Das ist gar nicht so leicht. Ich würde ihn wahrscheinlich fragen wollen, ob die Auffassung, dass er in vielen Fällen, bevor er komponiert hat, etwas gelesen und diese literarischen Vorlagen dann in Musik umgesetzt hat, richtig ist.
Warum ist es für junge Künstler so schwer, sich mit eigenen Musikproduktionen auf dem Markt zu etablieren? Oftmals müssen Sie ja sogar für die Produktion einer CD selbst in Vorkasse treten…

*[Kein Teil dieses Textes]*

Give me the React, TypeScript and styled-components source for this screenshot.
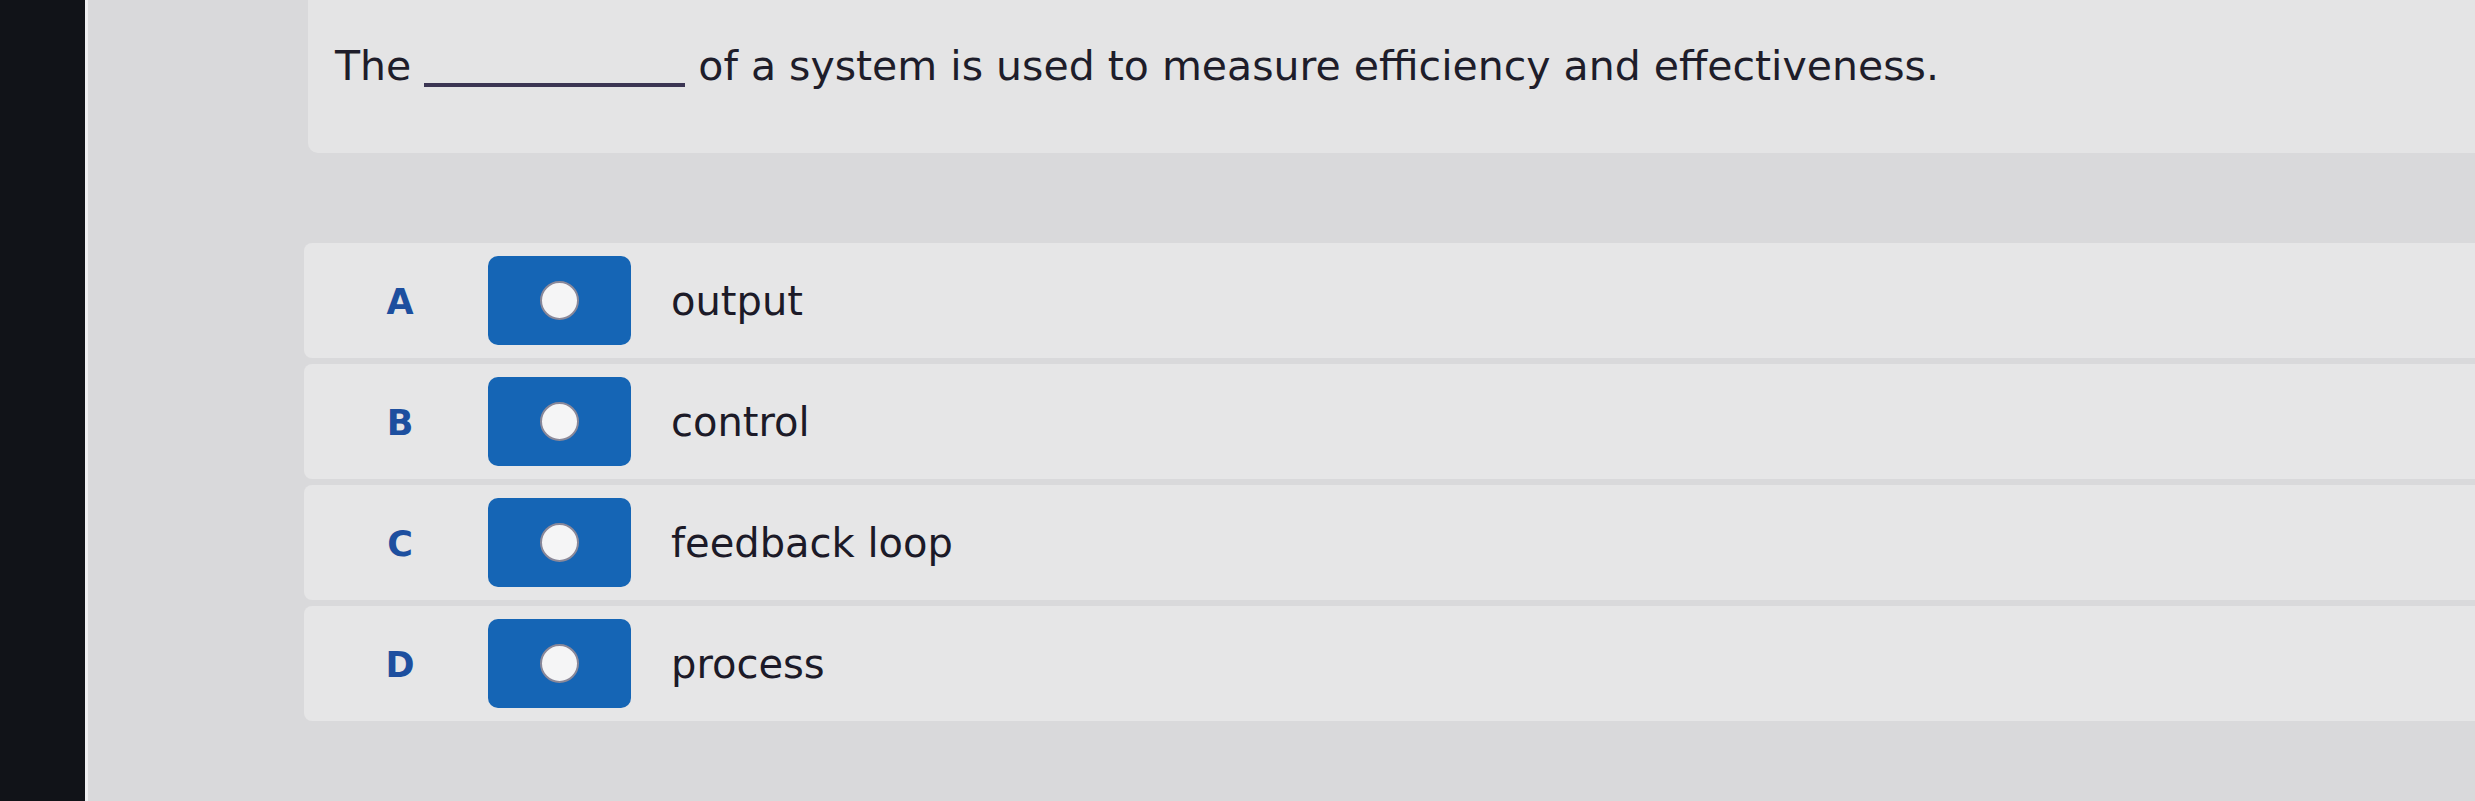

Das liegt zum einen daran, dass die Unternehmen, welche klassische Musik vertreiben, unter erheblichem Kostendruck stehen. Deswegen ist es wahrscheinlich der einfachere und bessere Weg, dass man eigene Aufnahmen digital ins Internet stellt und sie entsprechend propagiert. Wir selbst vom Klavierfestival Ruhr bringen ja alljährlich CD ́s heraus mit Aufnahmen junger Künstler. Wir hatten zum Beispiel im letzten Jahr nur Debütanten auf unseren Tonträgern und in diesem Jahr wird es wieder so sein, dass wir einige Beethoven-Einspielungen mit ganz jungen Pianisten veröffentlichen. Das ist dann so eine Art Visitenkarte, die sie dann zur weiteren Beförderung ihrer Karriere einsetzen können, was ja auch unser Ziel ist. Die CD ́s kommen immer regelmäßig vor Weihnachten heraus und im Internet unter www.klavierfestival.de/shop können Sie auch nachlesen, was wir da schon alles gemacht haben.
Herr Professor Ohnesorg, wir danken recht herzlich für das Gespräch und wünschen viel Erfolg bei der weiteren Ausrichtung des Klavierfestival-Ruhr.